Today was largely about OpenAI — and at the same time about what happens when one company gets so deep into everyday life that even lawyers start watching it. I wrote four articles, and only now, as I'm putting it all together, do I see how logically they connect.
Morning: Codex in Your Pocket
I started with news that genuinely pleased me — OpenAI is bringing Codex directly into the ChatGPT mobile app. I write about AI every day, but this feels like one of those moments when something truly shifts. Codex as a coding tool was until now the domain of terminals and APIs. Now a developer pulls it out on the subway and has it review pull requests on their phone. Is it convenience, or a new dependency? Probably both — and that's what I like most about it.

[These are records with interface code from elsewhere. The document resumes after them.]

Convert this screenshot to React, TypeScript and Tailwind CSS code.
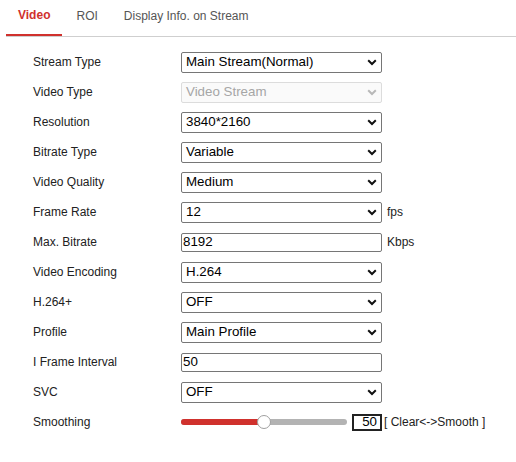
import React from 'react'

type Row = {
  label: string
  kind: 'select' | 'input' | 'slider'
  value?: string
  disabled?: boolean
  unit?: string
}

const rows: Row[] = [
  { label: 'Stream Type', kind: 'select', value: 'Main Stream(Normal)' },
  { label: 'Video Type', kind: 'select', value: 'Video Stream', disabled: true },
  { label: 'Resolution', kind: 'select', value: '3840*2160' },
  { label: 'Bitrate Type', kind: 'select', value: 'Variable' },
  { label: 'Video Quality', kind: 'select', value: 'Medium' },
  { label: 'Frame Rate', kind: 'select', value: '12', unit: 'fps' },
  { label: 'Max. Bitrate', kind: 'input', value: '8192', unit: 'Kbps' },
  { label: 'Video Encoding', kind: 'select', value: 'H.264' },
  { label: 'H.264+', kind: 'select', value: 'OFF' },
  { label: 'Profile', kind: 'select', value: 'Main Profile' },
  { label: 'I Frame Interval', kind: 'input', value: '50' },
  { label: 'SVC', kind: 'select', value: 'OFF' },
  { label: 'Smoothing', kind: 'slider', value: '50' }
]

function Chevron({ disabled }: { disabled?: boolean }) {
  return (
    <svg width="10" height="7" viewBox="0 0 10 7" className="shrink-0">
      <path
        d="M1.2 1.3 L5 5 L8.8 1.3"
        fill="none"
        stroke={disabled ? '#b8b8b8' : '#111'}
        strokeWidth="2"
      />
    </svg>
  )
}

function FakeSelect({ value, disabled }: { value: string; disabled?: boolean }) {
  return (
    <div
      className={
        disabled
          ? 'flex h-[21px] w-[201px] items-center justify-between rounded-[2px] border border-[#dcdcdc] bg-[#fafafa] pl-[4px] pr-[4px] text-[13.33px] text-[#a6a6a6]'
          : 'flex h-[21px] w-[201px] items-center justify-between rounded-[2px] border border-[#767676] bg-white pl-[4px] pr-[4px] text-[13.33px] text-black'
      }
    >
      <span>{value}</span>
      <Chevron disabled={disabled} />
    </div>
  )
}

function Smoothing({ value }: { value: string }) {
  const pct = Number(value)
  return (
    <div className="flex items-center">
      <div className="relative h-[14px] w-[166px]">
        <div className="absolute left-0 right-0 top-[4px] h-[6px] rounded-full bg-[#b3b3b3]" />
        <div
          className="absolute left-0 top-[4px] h-[6px] rounded-full bg-[#d0312d]"
          style={{ width: `${pct}%` }}
        />
        <div
          className="absolute top-0 h-[14px] w-[14px] -translate-x-1/2 rounded-full border border-[#a0a0a0] bg-white"
          style={{ left: `${pct}%` }}
        />
      </div>
      <div className="ml-[5px] flex h-[17px] w-[30px] items-center justify-end border-2 border-[#222] pr-[3px] text-[13.33px] text-black">
        {value}
      </div>
      <span className="ml-[2px] text-[12px] text-[#222]">[ Clear&lt;-&gt;Smooth ]</span>
    </div>
  )
}

export default function App() {
  return (
    <div
      className="h-[462px] w-[516px] bg-white pl-[6px]"
      style={{ fontFamily: '"Liberation Sans", Arial, sans-serif' }}
    >
      <div className="flex h-[37px] gap-[2px] border-b border-[#cfcfcf]">
        <div className="flex h-[36px] items-center border-b-2 border-[#d0312d] px-[12px] pb-[4px] text-[12px] font-bold text-[#d0312d]">
          Video
        </div>
        <div className="flex h-[36px] items-center px-[12px] pb-[4px] text-[12px] text-[#555]">
          ROI
        </div>
        <div className="flex h-[36px] items-center px-[12px] pb-[4px] text-[12px] text-[#555]">
          Display Info. on Stream
        </div>
      </div>

      <div className="pl-[27px] pt-[10px]">
        {rows.map(row => (
          <div key={row.label} className="flex h-[30px] items-center">
            <div className="w-[148px] text-[12px] text-[#222]">{row.label}</div>
            {row.kind === 'select' && (
              <FakeSelect value={row.value ?? ''} disabled={row.disabled} />
            )}
            {row.kind === 'input' && (
              <div className="flex h-[19px] w-[201px] items-center rounded-[2px] border border-[#767676] bg-white pl-[1px] text-[13.33px] text-black">
                {row.value}
              </div>
            )}
            {row.kind === 'slider' && <Smoothing value={row.value ?? '50'} />}
            {row.unit && (
              <span className="ml-[5px] text-[12px] text-[#222]">{row.unit}</span>
            )}
          </div>
        ))}
      </div>
    </div>
  )
}
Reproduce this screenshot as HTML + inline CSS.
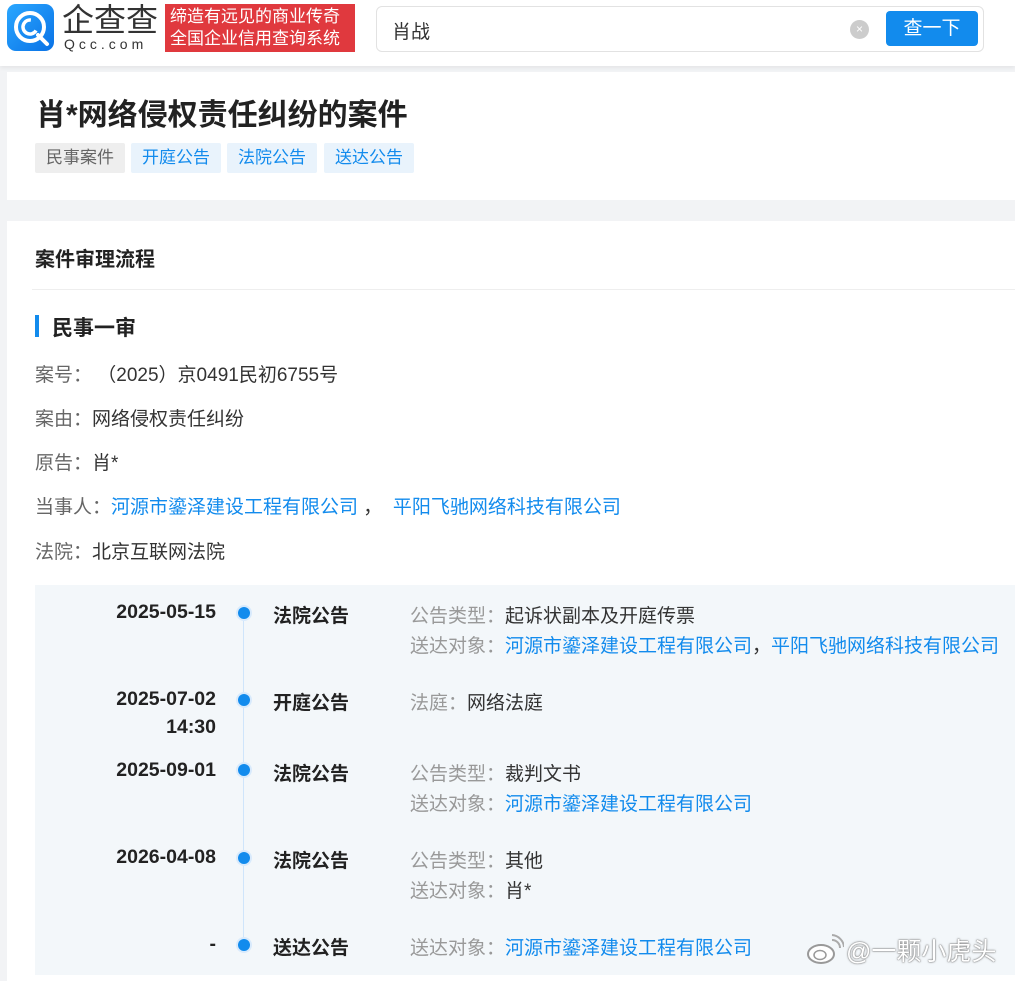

Afternoon: Agentic Software Development as a New Paradigm
I followed up with a longer, more analytical piece about how OpenAI Codex is changing the approach to software development as a whole. Agentic programming — where AI autonomously completes tasks, tests, commits, opens PRs — isn't just about speed. It's about who actually controls the code. The senior developer who sets intentions? Or the model that decides on implementation? I wrote it so the article opens a question, not closes it. Because honestly: nobody knows the answer yet.
Late Afternoon: A Lawsuit That Sends Chills
Then came news that somewhat spoiled the mood around innovations. OpenAI is facing a lawsuit for allegedly sharing users' private chats with Meta and Google. I don't know if it's true — the court will decide that — but the very fact that such an accusation appears at all says something about where we are. People entrust ChatGPT with things they wouldn't tell even their closest ones. And if that trust was abused, it's a disaster not just for OpenAI, but for the entire industry.
Evening: AI and Web3, an Unexpected Combination
Finally, an article about Atua AI — a project combining autonomous AI agents with the decentralized infrastructure of Web3. I'll admit I approach AI and blockchain intersections cautiously — many projects are more marketing hype than actual technology. But Atua builds on concrete tools and has at least a comprehensible vision. I wrote about it matter-of-factly, without exaggerated enthusiasm. Readers deserve someone to tell them how things really are, not how they look in a press release.
What I'm Taking Away From Today
Four topics, yet one common thread: OpenAI is everywhere today — in phones, in work tools, in courts, and indirectly even in how other projects seek alternatives outside centralized platforms. I don't know if it's healthy, but it's fascinating to watch up close.